An Effective Photoplethysmography Signals Processing System Based on Ensemble Empirical Mode Decomposition Method for Acquiring the Multiple Physiological Parameters

• Main Authors: Liao, Jia-Ju, 廖家駒
• Other Authors: Fang, Wai-Chi
• Format: Others
• Language: zh-TW
• Published: 2015
• Online Access: http://ndltd.ncl.edu.tw/handle/a5wbqb

碩士 === 國立交通大學 === 電子工程學系 電子研究所 === 104 === The heavily medical burden caused by population ageing will become a serious challenge for the current and next generation medical care system. There is an urgent need of low-cost disease prevention and home care programs to lower the possible medical burden in the future. The cardiovascular diseases have been on the list of leading cause of death for years in Taiwan. There is about seventeen million people pass away because of cardiovascular around the world. There is urgent need to get the early prevention tool to reduce the risk of cardiovascular disease all over the world. An effective photoplethysmography (PPG) signal processing system based on ensemble empirical mode decomposition (EEMD) method for acquiring the multiple physiological parameters is proposed in this project. The information of arterial pulse can be obtained by near-infrared. A high quality signal can be extracted through the proposed EEMD algorithm. Based on the most advanced semiconductor industry in Taiwan, the regulation of autonomic nervous system (ANS), RI and SI can be derived in real-time and monitored continuously. It makes the at-home care possible and lowers the rate of cardiovascular diseases and medical expenses through long-term monitoring. PPG signal acquired by the PPG capture circuit is sampled through the ADC at sample frequency of 200Hz after being filtered by the band pass filter.

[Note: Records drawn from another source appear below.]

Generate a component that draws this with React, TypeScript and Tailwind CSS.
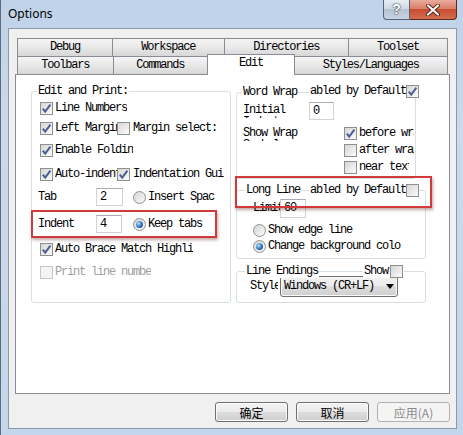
import React from "react";

function Check({ checked, disabled }: { checked?: boolean; disabled?: boolean }) {
  return (
    <span
      className={`flex h-[13px] w-[13px] shrink-0 items-center justify-center border ${
        disabled
          ? "border-[#c6c6c6] bg-[#f4f4f4]"
          : "border-[#8e8f8f] bg-linear-to-br from-[#d6d6d6] to-[#fbfbfb]"
      }`}
    >
      {checked && (
        <svg width="11" height="11" viewBox="0 0 11 11">
          <path d="M1.8 5.6 L4.2 8.6 L9.4 1.6" fill="none" stroke="#4a5f92" strokeWidth="2" />
        </svg>
      )}
    </span>
  );
}

function Radio({ checked }: { checked?: boolean }) {
  return (
    <span className="flex h-[13px] w-[13px] shrink-0 items-center justify-center rounded-full border border-[#8e8f8f] bg-linear-to-br from-[#d4d4d4] to-[#fbfbfb]">
      {checked && (
        <span className="h-[7px] w-[7px] rounded-full bg-[radial-gradient(circle_at_35%_35%,#b6dcf8,#2f74c0_55%,#0f3f78)]" />
      )}
    </span>
  );
}

function CheckRow({
  label,
  checked,
  disabled,
  className = "",
  textClass = "",
}: {
  label: string;
  checked?: boolean;
  disabled?: boolean;
  className?: string;
  textClass?: string;
}) {
  return (
    <div className={`flex h-[16px] items-center ${className}`}>
      <Check checked={checked} disabled={disabled} />
      <span className={`ml-[2px] overflow-hidden whitespace-nowrap ${disabled ? "text-[#a0a0a0]" : ""} ${textClass}`}>
        {label}
      </span>
    </div>
  );
}

function TextBox({ value, className }: { value: string; className: string }) {
  return (
    <div
      className={`flex items-center border border-[#cfd3d8] border-t-[#abadb3] bg-white pl-[3px] ${className}`}
    >
      {value}
    </div>
  );
}

function Group({
  label,
  labelClass,
  className,
  overlay,
  children,
}: {
  label: string;
  labelClass: string;
  className: string;
  overlay?: React.ReactNode;
  children: React.ReactNode;
}) {
  return (
    <div className={`relative rounded-[3px] border border-[#d5dfe5] ${className}`}>
      <span className={`absolute -top-[7px] bg-white px-[1px] leading-[13px] whitespace-nowrap ${labelClass}`}>
        {label}
      </span>
      {overlay}
      {children}
    </div>
  );
}

function Tab({ label, className, selected }: { label: string; className: string; selected?: boolean }) {
  return (
    <div
      className={`flex items-center justify-center border border-b-0 border-[#898c95] ${
        selected
          ? "relative z-10 -mb-px h-[21px] bg-white pb-[3px]"
          : "h-[18px] bg-linear-to-b from-[#f4f4f4] via-[#e8e8e8] to-[#d7d7d7]"
      } ${className}`}
    >
      {label}
    </div>
  );
}

function DlgButton({ label, disabled }: { label: string; disabled?: boolean }) {
  return (
    <div
      className={`flex h-[20px] w-[73px] items-center justify-center rounded-[3px] border font-['Noto_Sans_CJK_SC',sans-serif] text-[12px] tracking-normal ${
        disabled
          ? "border-[#adb2b5] bg-[#f4f4f4] text-[#8a8a8a]"
          : "border-[#707070] bg-[linear-gradient(#f2f2f2,#ebebeb_50%,#dddddd_50%,#cfcfcf)] text-black shadow-[inset_0_0_0_1px_#fbfbfb]"
      }`}
    >
      {label}
    </div>
  );
}

export default function App() {
  return (
    <div className="flex h-[435px] w-[463px] flex-col overflow-hidden border-l border-[#5d6b7c] bg-[linear-gradient(#bfd2e8,#cadaec_30%,#c4d6eb)]">
      {/* title bar */}
      <div className="flex h-[28px] shrink-0 items-start justify-between">
        <span className="pl-[7px] pt-[6px] font-['Noto_Sans',sans-serif] text-[12px] leading-[16px] text-black">
          Options
        </span>
        <div className="flex pr-[6px]">
          <div className="flex h-[20px] w-[27px] items-center justify-center rounded-bl-[4px] border border-t-0 border-[#556479] bg-[linear-gradient(#e8edf3,#cdd7e3_50%,#b5c2d2_50%,#c9d5e3)] font-['Liberation_Sans',sans-serif] text-[14px] font-bold text-white [text-shadow:0_0_1px_#2a3444,0_0_2px_#2a3444]">
            ?
          </div>
          <div className="flex h-[20px] w-[47px] items-center justify-center rounded-br-[4px] border border-t-0 border-l-0 border-[#5b2a22] bg-[linear-gradient(#eaab9c,#d98069_45%,#c74d35_50%,#d46c4e)]">
            <svg width="14" height="12" viewBox="0 0 14 12">
              <path d="M2 1.5 L12 10.5 M12 1.5 L2 10.5" stroke="#5a1e14" strokeWidth="4" strokeLinecap="round" />
              <path d="M2 1.5 L12 10.5 M12 1.5 L2 10.5" stroke="#ffffff" strokeWidth="2.2" strokeLinecap="round" />
            </svg>
          </div>
        </div>
      </div>

      {/* dialog body */}
      <div className="ml-[7px] mr-[6px] h-[401px] border border-[#8e99a6] bg-[#f0f0f0] px-[6px] pt-[9px] font-['Liberation_Mono',monospace] text-[12px] leading-[13px] tracking-[-1.2px] text-black">
        <div className="flex h-[18px] px-[2px]">
          <Tab label="Debug" className="w-[96px]" />
          <Tab label="Workspace" className="-ml-px w-[113px]" />
          <Tab label="Directories" className="-ml-px w-[126px]" />
          <Tab label="Toolset" className="-ml-px w-[100px]" />
        </div>
        <div className="flex h-[18px] items-end px-[2px]">
          <Tab label="Toolbars" className="w-[97px]" />
          <Tab label="Commands" className="-ml-px w-[96px]" />
          <Tab label="Edit" className="-ml-px w-[88px]" selected />
          <Tab label="Styles/Languages" className="-ml-px w-[155px]" />
        </div>

        <div className="relative flex h-[320px] border border-[#898c95] bg-white pl-[15px] pt-[16px]">
          {/* left group */}
          <Group label="Edit and Print:" labelClass="left-[5px]" className="h-[212px] w-[200px] shrink-0">
            <div className="flex flex-col pl-[8px] pt-[8px]">
              <CheckRow label="Line Numbers" checked />
              <div className="mt-[4px] flex h-[16px] items-center">
                <Check checked />
                <span className="ml-[2px] w-[62px] overflow-hidden whitespace-nowrap">Left Margin</span>
                <Check />
                <span className="ml-[3px] whitespace-nowrap">Margin select:</span>
              </div>
              <CheckRow label="Enable Foldin" checked className="mt-[6px]" />
              <div className="mt-[8px] flex h-[16px] items-center">
                <Check checked />
                <span className="ml-[2px] w-[62px] overflow-hidden whitespace-nowrap">Auto-indent</span>
                <Check checked />
                <span className="ml-[3px] whitespace-nowrap">Indentation Gui</span>
              </div>
              <div className="-ml-[2px] mt-[6px] flex h-[18px] items-center">
                <span className="w-[58px]">Tab</span>
                <TextBox value="2" className="h-[18px] w-[27px]" />
                <span className="ml-[10px]">
                  <Radio />
                </span>
                <span className="ml-[2px] whitespace-nowrap">Insert Spac</span>
              </div>
              <div className="-ml-[2px] mt-[9px] flex h-[18px] items-center">
                <span className="w-[58px]">Indent</span>
                <TextBox value="4" className="h-[18px] w-[26px]" />
                <span className="ml-[11px]">
                  <Radio checked />
                </span>
                <span className="ml-[2px] whitespace-nowrap">Keep tabs</span>
              </div>
              <CheckRow label="Auto Brace Match Highli" checked className="mt-[8px]" />
              <CheckRow label="Print line numbe" disabled className="mt-[7px]" />
            </div>
          </Group>

          {/* right column */}
          <div className="ml-[5px] flex flex-col pt-[1px]">
            <Group
              label="Word Wrap"
              labelClass="left-[5px]"
              className="h-[87px] w-[180px]"
              overlay={
                <div className="absolute -top-[8px] left-[72px] z-10 flex items-center bg-white pl-[1px]">
                  <span className="whitespace-nowrap">abled by Default</span>
                  <Check checked />
                </div>
              }
            >
              <div className="flex flex-col pl-[6px] pt-[9px]">
                <div className="flex items-start">
                  <div className="mt-[2px] h-[14px] w-[66px] overflow-hidden leading-[12px]">
                    Initial
                    <br />
                    Indent
                  </div>
                  <TextBox value="0" className="h-[18px] w-[25px]" />
                </div>
                <div className="mt-[5px] flex items-start">
                  <div className="mt-[2px] h-[14px] w-[101px] overflow-hidden leading-[12px]">
                    Show Wrap
                    <br />
                    Symbols
                  </div>
                  <div className="flex flex-col gap-[1px]">
                    <CheckRow label="before wrap" checked textClass="w-[55px]" />
                    <CheckRow label="after wrap" textClass="w-[55px]" />
                    <CheckRow label="near text" textClass="w-[50px]" />
                  </div>
                </div>
              </div>
            </Group>

            <Group
              label="Long Line"
              labelClass="left-[8px]"
              className="mt-[11px] h-[69px] w-[190px]"
              overlay={
                <div className="absolute -top-[7px] left-[72px] z-10 flex items-center bg-white pl-[1px]">
                  <span className="whitespace-nowrap">abled by Default</span>
                  <Check />
                </div>
              }
            >
              <div className="flex flex-col pl-[16px] pt-[8px]">
                <div className="flex h-[18px] items-center">
                  <span className="w-[27px] overflow-hidden whitespace-nowrap">Limit</span>
                  <TextBox value="60" className="h-[19px] w-[26px]" />
                </div>
                <div className="mt-[5px] flex h-[16px] items-center">
                  <Radio />
                  <span className="ml-[2px] whitespace-nowrap">Show edge line</span>
                </div>
                <div className="flex h-[16px] items-center">
                  <Radio checked />
                  <span className="ml-[2px] w-[133px] overflow-hidden whitespace-nowrap">
                    Change background color
                  </span>
                </div>
              </div>
            </Group>

            <Group
              label="Line Endings"
              labelClass="left-[8px]"
              className="mt-[12px] h-[32px] w-[190px]"
              overlay={
                <div className="absolute -top-[7px] left-[126px] z-10 flex items-center bg-white px-[1px]">
                  <span className="whitespace-nowrap">Show</span>
                  <span className="ml-[2px]">
                    <Check />
                  </span>
                </div>
              }
            >
              <div className="flex items-center pl-[13px] pt-[4px]">
                <span className="w-[28px] overflow-hidden whitespace-nowrap">Style</span>
                <div className="ml-[2px] flex h-[21px] w-[118px] items-center rounded-[3px] border border-[#707070] bg-[linear-gradient(#f2f2f2,#ebebeb_50%,#dddddd_50%,#cfcfcf)] pl-[3px] shadow-[inset_0_0_0_1px_#fafafa]">
                  <span className="flex-1 whitespace-nowrap">Windows (CR+LF)</span>
                  <svg width="8" height="5" viewBox="0 0 8 5" className="mr-[3px]">
                    <path d="M0 0 H8 L4 5 Z" fill="#000" />
                  </svg>
                </div>
              </div>
            </Group>
          </div>

          {/* highlight frames */}
          <div className="absolute left-[15px] top-[135px] h-[28px] w-[186px] border-2 border-[#cf3a3a] shadow-[1px_2px_3px_rgba(80,0,0,0.35)]" />
          <div className="absolute left-[219px] top-[101px] z-20 h-[32px] w-[197px] border-2 border-[#cf3a3a] shadow-[1px_2px_3px_rgba(80,0,0,0.35)]" />
        </div>

        <div className="mt-[8px] flex justify-end gap-[8px]">
          <DlgButton label="确定" />
          <DlgButton label="取消" />
          <DlgButton label="应用(A)" disabled />
        </div>
      </div>
    </div>
  );
}
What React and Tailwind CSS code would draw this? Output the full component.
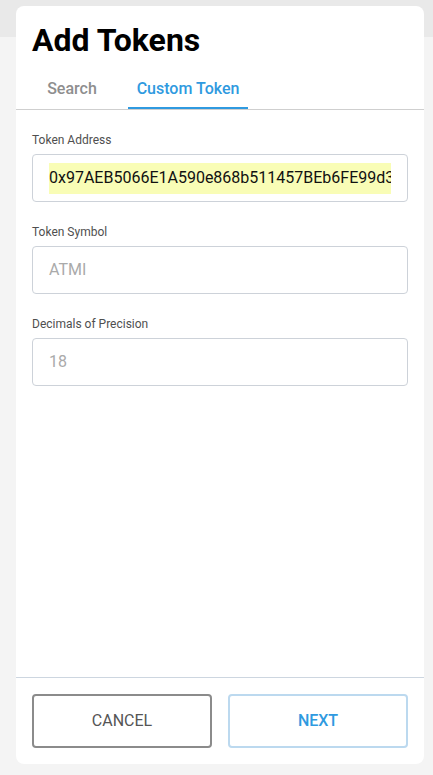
import React from 'react';

const Field = ({ label, children }) => (
  <div className="mb-[22px]">
    <div className="text-[12px] leading-4 text-[#4f4f4f]">{label}</div>
    <div className="mt-[6px] h-[48px] rounded-[4px] border border-[#cdd2d9] px-4 flex items-center overflow-hidden">
      {children}
    </div>
  </div>
);

const App = () => {
  return (
    <div className="min-h-screen bg-[linear-gradient(#e9e9e9_37px,#f4f4f4_37px)] pt-[6px] font-['Roboto',sans-serif]">
      <div className="ml-4 w-[408px] h-[758px] rounded-[8px] bg-white flex flex-col">
        <h1 className="px-4 pt-[18px] text-[32px] leading-8 font-bold text-black">Add Tokens</h1>

        <div className="mt-[14px] flex border-b border-[#cfcfcf]">
          <div className="ml-4 w-[80px] h-[39px] pt-px flex items-center justify-center border-b-2 border-transparent text-[16px] font-medium text-[#8e8e8e]">
            Search
          </div>
          <div className="ml-4 w-[120px] h-[39px] pt-px flex items-center justify-center border-b-2 border-[#2f9ae0] text-[16px] font-medium text-[#2f9ae0]">
            Custom Token
          </div>
        </div>

        <div className="flex-1 px-4 pt-[22px]">
          <Field label="Token Address">
            <div className="w-full h-[31px] bg-[#f9fdb6] flex items-center whitespace-nowrap overflow-hidden text-[16px] text-[#111]">
              0x97AEB5066E1A590e868b511457BEb6FE99d3
            </div>
          </Field>
          <Field label="Token Symbol">
            <span className="text-[16px] text-[#aaa]">ATMI</span>
          </Field>
          <Field label="Decimals of Precision">
            <span className="text-[16px] text-[#aaa]">18</span>
          </Field>
        </div>

        <div className="border-t border-[#cdd6e0] px-4 py-4 flex gap-4">
          <button className="flex-1 h-[54px] rounded-[4px] border-2 border-[#8b8b8b] text-[16px] text-[#555]">
            CANCEL
          </button>
          <button className="flex-1 h-[54px] rounded-[4px] border-2 border-[#bcd9ef] text-[16px] font-medium text-[#2f9ae0]">
            NEXT
          </button>
        </div>
      </div>
    </div>
  );
};

export default App;
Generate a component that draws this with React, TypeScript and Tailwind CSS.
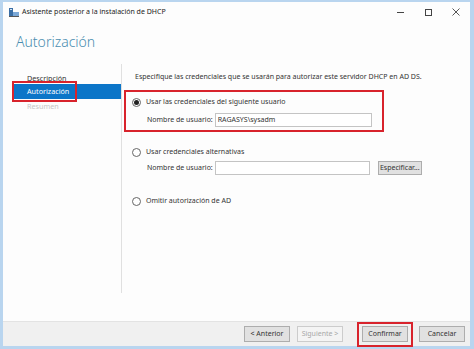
import React from "react";

const font = { fontFamily: '"Noto Sans", "Open Sans", sans-serif' };

const Radio = ({ checked }: { checked?: boolean }) => (
  <span className="w-[9px] h-[9px] rounded-full border border-[#666] bg-white flex items-center justify-center shrink-0">
    {checked && <span className="w-[5px] h-[5px] rounded-full bg-[#222]" />}
  </span>
);

const Btn = ({ label, disabled }: { label: string; disabled?: boolean }) => (
  <div
    className={
      "w-[46px] h-[16px] flex items-center justify-center border text-[7px] whitespace-nowrap " +
      (disabled
        ? "border-[#ccc] bg-[#f4f4f4] text-[#a8a8a8]"
        : "border-[#adadad] bg-[#e1e1e1] text-[#333]")
    }
  >
    {label}
  </div>
);

export default function App() {
  return (
    <div
      className="w-[474px] h-[349px] bg-[#b9d5ef] pl-[3px] pt-[2px] pr-[4px] pb-[3px] overflow-hidden"
      style={font}
    >
      <div className="w-full h-full bg-[#fdfdfd] flex flex-col">
        {/* title bar */}
        <div className="h-[20px] flex items-center pl-[6px] shrink-0">
          <svg width="10" height="9" viewBox="0 0 10 9" className="mr-[3px]">
            <rect x="0" y="0" width="4" height="8" fill="#3a6ea5" />
            <rect x="4" y="4" width="6" height="4" fill="#7aa7d6" />
            <rect x="1" y="1" width="2" height="1" fill="#cfe2f5" />
            <rect x="0" y="8" width="10" height="1" fill="#555" />
          </svg>
          <span className="text-[7px] text-[#222]">Asistente posterior a la instalación de DHCP</span>
          <div className="ml-auto flex items-center h-full">
            <div className="w-[28px] flex justify-center">
              <div className="w-[7px] h-px bg-[#444]" />
            </div>
            <div className="w-[28px] flex justify-center">
              <div className="w-[7px] h-[7px] border border-[#444]" />
            </div>
            <div className="w-[28px] flex justify-center">
              <svg width="8" height="8" viewBox="0 0 8 8">
                <path d="M0.5 0.5 L7.5 7.5 M7.5 0.5 L0.5 7.5" stroke="#444" strokeWidth="0.9" />
              </svg>
            </div>
          </div>
        </div>

        {/* heading */}
        <div className="h-[42px] pl-[13px] pt-[13px] shrink-0">
          <div className="text-[14px] font-light text-[#4a8db0] leading-none">Autorización</div>
        </div>

        {/* body */}
        <div className="flex flex-1 text-[#333]">
          <div className="w-[119px] border-r border-[#e0e0e0] mb-[28px] pt-[8px] flex flex-col">
            <div className="h-[12px] pl-[24px] text-[7.2px] flex items-center">Descripción</div>
            <div className="h-[15px] ml-[9px] bg-[#0b75c8] text-white text-[7.2px] flex items-center relative">
              <span className="pl-[15px]">Autorización</span>
              <div className="absolute left-[0px] -top-[3px] w-[65px] h-[21px] border-2 border-[#d8232c]" />
            </div>
            <div className="h-[14px] pl-[24px] text-[7.2px] text-[#c6c6c6] flex items-center">Resumen</div>
          </div>

          <div className="flex-1 pl-[2px] pt-[7px] text-[7px] whitespace-nowrap">
            <div className="pl-[11px] h-[12px] flex items-center">
              Especifique las credenciales que se usarán para autorizar este servidor DHCP en AD DS.
            </div>
            <div className="mt-[7px] w-[260px] h-[42px] border-2 border-[#d8232c] pl-[6px] pt-[5px]">
              <div className="flex items-center gap-[5px] h-[10px]">
                <Radio checked />
                <span>Usar las credenciales del siguiente usuario</span>
              </div>
              <div className="flex items-center mt-[6px] pl-[15px] h-[14px]">
                <span className="mr-[2px]">Nombre de usuario:</span>
                <div className="w-[157px] h-[14px] border border-[#c4c4c4] bg-white flex items-center pl-[2px]">
                  RAGASYS\sysadm
                </div>
              </div>
            </div>

            <div className="mt-[15px] pl-[8px] flex items-center gap-[5px] h-[10px]">
              <Radio />
              <span>Usar credenciales alternativas</span>
            </div>
            <div className="flex items-center mt-[4px] pl-[23px] h-[14px]">
              <span className="mr-[2px]">Nombre de usuario:</span>
              <div className="w-[155px] h-[14px] border border-[#c4c4c4] bg-white" />
              <div className="ml-[8px] w-[44px] h-[14px] border border-[#adadad] bg-[#e1e1e1] flex items-center justify-center">
                Especificar...
              </div>
            </div>

            <div className="mt-[21px] pl-[8px] flex items-center gap-[5px] h-[10px]">
              <Radio />
              <span>Omitir autorización de AD</span>
            </div>
          </div>
        </div>

        {/* footer */}
        <div className="h-[25px] border-t border-[#e3e3e3] bg-[#f0f0f0] flex items-center justify-end pr-[5px] shrink-0">
          <Btn label="< Anterior" />
          <div className="ml-[7px]">
            <Btn label="Siguiente >" disabled />
          </div>
          <div className="ml-[14px] w-[56px] h-[25px] border-2 border-[#d8232c] flex items-center justify-center">
            <Btn label="Confirmar" />
          </div>
          <div className="ml-[6px]">
            <Btn label="Cancelar" />
          </div>
        </div>
      </div>
    </div>
  );
}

The digitized data are decomposed into IMFs with physiological meanings by the EEMD IC. The output IMFs are wirelessly sent to a computer via a Bluetooth module. Then the regulation of autonomic nervous system , RI and SI can be derived and display on the GUI. To overcome the noise and aliasing effect caused by nonstationary signals, many innovative and effective modules were developed in this thesis. The proposed HHT SoC design could be implemented in hardware with limited resources and fabricated under TSMC 90 nm CMOS technology. To assess the potential risk of cardiovascular, the IMFs with physiological meanings can be extracted from PPG. The RI, SI, LF, HF and VHF can be derived as the parameters to help the diagnosis of cardiovascular disease.